L'Apollon de Bellac

créé par Louis Jouvet et sa troupe le 16 juin 1942 au théâtre municipal de Rio de Janeiro, sous le titre L'Apollon de Marsac.

Sous ce même titre, la pièce fut reprise à Paris par la Compagnie Louis Jouvet et représentée pour la première fois au théâtre de l'Athénée le 19 avril 1947). Cette pièce a suscité sans doute plusieurs interrogations. Non pas qu'Apollon soit inconnu : en statue, en tableau, ce dieu figure dans tous les palais, tous les musées. Bellac n'est pas introuvable sur une carte routière ou un atlas : ce bourg du Limousin, ou plus exactement de la Marche, a même vu naître Giraudoux, en octobre 1882. Mais de statue d'Apollon, jamais il n'y en a eu à Bellac. Une question plus précise concerne le changement survenu dans le titre depuis la création de la pièce. Jusqu'aux premières représentations, à Rio en 1942, puis à Paris en 1947, elle s'est nommée L'Apollon de Marsac, et Giraudoux en parlait ainsi dans ses correspondances. Mais Jouvet à son retour d'Amérique reçut de Grasset un jeu d'épreuves où Marsac avait été remplacé par Bellac. C'est aujourd'hui le nom définitif de cette pièce qui compose avec Suzanne et le Pacifique, avec Siegfried et le Limousin, la couronne que Giraudoux a tressée, non sans humour, à la gloire de sa ville natale 23 .

Pour unique décor de cet acte, la salle d'attente à l'Office des Grands et Petits Inventeurs, avec son atmosphère poussiéreuse, son huissier caricatural et grincheux. En neuf scènes très rapides, Agnès va apprendre du très avisé Monsieur de Bellac comment s'y prendre pour être non seulement reçue par le Président, mais épousée par lui ; pour quitter une existence médiocre et obtenir une vie confortable et enviée.
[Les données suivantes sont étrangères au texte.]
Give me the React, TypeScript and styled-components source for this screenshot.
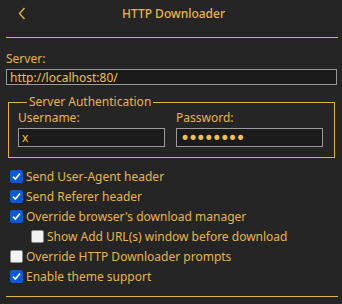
import React from 'react';
import styled, { createGlobalStyle } from 'styled-components';

const GlobalStyle = createGlobalStyle`
  html, body {
    margin: 0;
    padding: 0;
    background: #252525;
  }
  * {
    box-sizing: border-box;
  }
`;

const Page = styled.div`
  width: 342px;
  height: 304px;
  background: #252525;
  color: #e8b54a;
  font-family: 'Noto Sans', 'Open Sans', sans-serif;
  font-size: 12px;
  overflow: hidden;
`;

const Header = styled.div`
  position: relative;
  height: 38px;
  display: flex;
  align-items: center;
  justify-content: center;
  margin: 0 4px 0 6px;
  border-bottom: 1px solid #e3b13d;
`;

const BackButton = styled.button`
  position: absolute;
  left: 12px;
  top: 7px;
  width: 12px;
  height: 14px;
  padding: 0;
  border: none;
  background: none;
  display: flex;
  cursor: pointer;
`;

const Title = styled.div`
  font-size: 12px;
  font-weight: 500;
  color: #e8b54a;
  margin: -10px 0 0 3px;
`;

const Body = styled.div`
  padding: 13px 5px 0 6px;
  display: flex;
  flex-direction: column;
`;

const Label = styled.label`
  display: block;
  line-height: 16px;
  height: 16px;
`;

const TextBox = styled.input<{ $width?: number; $dots?: boolean }>`
  display: block;
  width: ${props => (props.$width ? `${props.$width}px` : '100%')};
  height: ${props => (props.$width ? '19px' : '16px')};
  margin-top: 2px;
  padding: 0 3px;
  background: #1b1b1b;
  border: 1px solid #9a9a9a;
  color: #f0c14c;
  font-family: ${props => (props.$dots ? "'DejaVu Sans', sans-serif" : 'inherit')};
  font-size: ${props => (props.$dots ? '17px' : '12px')};
  letter-spacing: ${props => (props.$dots ? '-2.1px' : '0')};
  outline: none;
`;

const Fieldset = styled.fieldset`
  margin: 11px 2px 0 2px;
  padding: 0 0 8px 9px;
  border: 1px solid #e3b13d;
  height: 62px;
`;

const Legend = styled.legend`
  padding: 0 2px;
  margin-left: 9px;
  line-height: 12px;
`;

const AuthRow = styled.div`
  display: flex;
  gap: 11px;
  margin-top: 2px;
`;

const AuthField = styled.div`
  display: flex;
  flex-direction: column;
`;

const Options = styled.div`
  margin-top: 12px;
  padding-left: 4px;
  display: flex;
  flex-direction: column;
  gap: 7px;
`;

const OptionRow = styled.div<{ $indent?: boolean }>`
  display: flex;
  align-items: center;
  gap: 3px;
  height: 13px;
  padding-left: ${props => (props.$indent ? '21px' : '0')};
  line-height: 13px;
`;

const Box = styled.span<{ $checked: boolean }>`
  width: 13px;
  height: 13px;
  flex: none;
  border-radius: 2px;
  display: flex;
  align-items: center;
  justify-content: center;
  background: ${props => (props.$checked ? '#0a5ad6' : '#f2f2f2')};
  border: 1px solid ${props => (props.$checked ? '#0a5ad6' : '#8a8a8a')};
`;

const Footer = styled.div`
  margin: 13px 4px 0 6px;
  border-top: 1px solid #e3b13d;
`;

const Check = ({ checked }: { checked: boolean }) => (
  <Box $checked={checked}>
    {checked && (
      <svg width="9" height="9" viewBox="0 0 9 9">
        <path d="M1 4.6 L3.4 7 L8 1.6" fill="none" stroke="#fff" strokeWidth="1.6" />
      </svg>
    )}
  </Box>
);

const options = [
  { text: 'Send User-Agent header', checked: true },
  { text: 'Send Referer header', checked: true },
  { text: "Override browser's download manager", checked: true },
  { text: 'Show Add URL(s) window before download', checked: false, indent: true },
  { text: 'Override HTTP Downloader prompts', checked: false },
  { text: 'Enable theme support', checked: true },
];

const App = () => {
  return (
    <>
      <GlobalStyle />
      <Page>
        <Header>
          <BackButton aria-label="Back">
            <svg width="8" height="13" viewBox="0 0 8 13">
              <path d="M6.5 1 L1.5 6.5 L6.5 12" fill="none" stroke="#e3b13d" strokeWidth="1.4" />
            </svg>
          </BackButton>
          <Title>HTTP Downloader</Title>
        </Header>
        <Body>
          <Label>Server:</Label>
          <TextBox defaultValue="http://localhost:80/" readOnly />
          <Fieldset>
            <Legend>Server Authentication</Legend>
            <AuthRow>
              <AuthField>
                <Label>Username:</Label>
                <TextBox $width={147} defaultValue="x" readOnly />
              </AuthField>
              <AuthField>
                <Label>Password:</Label>
                <TextBox $width={147} $dots type="password" defaultValue="xxxxxxxx" readOnly />
              </AuthField>
            </AuthRow>
          </Fieldset>
          <Options>
            {options.map(o => (
              <OptionRow key={o.text} $indent={o.indent}>
                <Check checked={o.checked} />
                <span>{o.text}</span>
              </OptionRow>
            ))}
          </Options>
        </Body>
        <Footer />
      </Page>
    </>
  );
};

export default App;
Selon une progression bien menée, entremêlant discours ironiquement théoriques et applications pratiques, cocasses ou grotesques, les six premières scènes amènent la pièce à son véritable niveau, celui de l'entrevue avec le Président, et à son second rythme, celui de la confrontation, de l'affrontement. Déjà averti de la présence d'Agnès et de son curieux pouvoir, le Président vient et la jeune fille utilise la recette : la secrétaire laide et acariâtre est immédiatement congédiée, et sa place donnée à Agnès. Seconde partie de ce combat, plus décisive encore, Thérèse, compagne du Président, vient chasser Agnès. Devant le Président et Monsieur de Bellac, deux discours s'affrontent, celui de la laideur et celui de la beauté : Thérèse cède la place et Agnès triomphe. Elle explique alors mélancoliquement son rêve de beauté à Monsieur de Bellac qui est peut-être l'Apollon, et se résigne au seul bonheur de changer son escalier sordide pour un escalier de luxe.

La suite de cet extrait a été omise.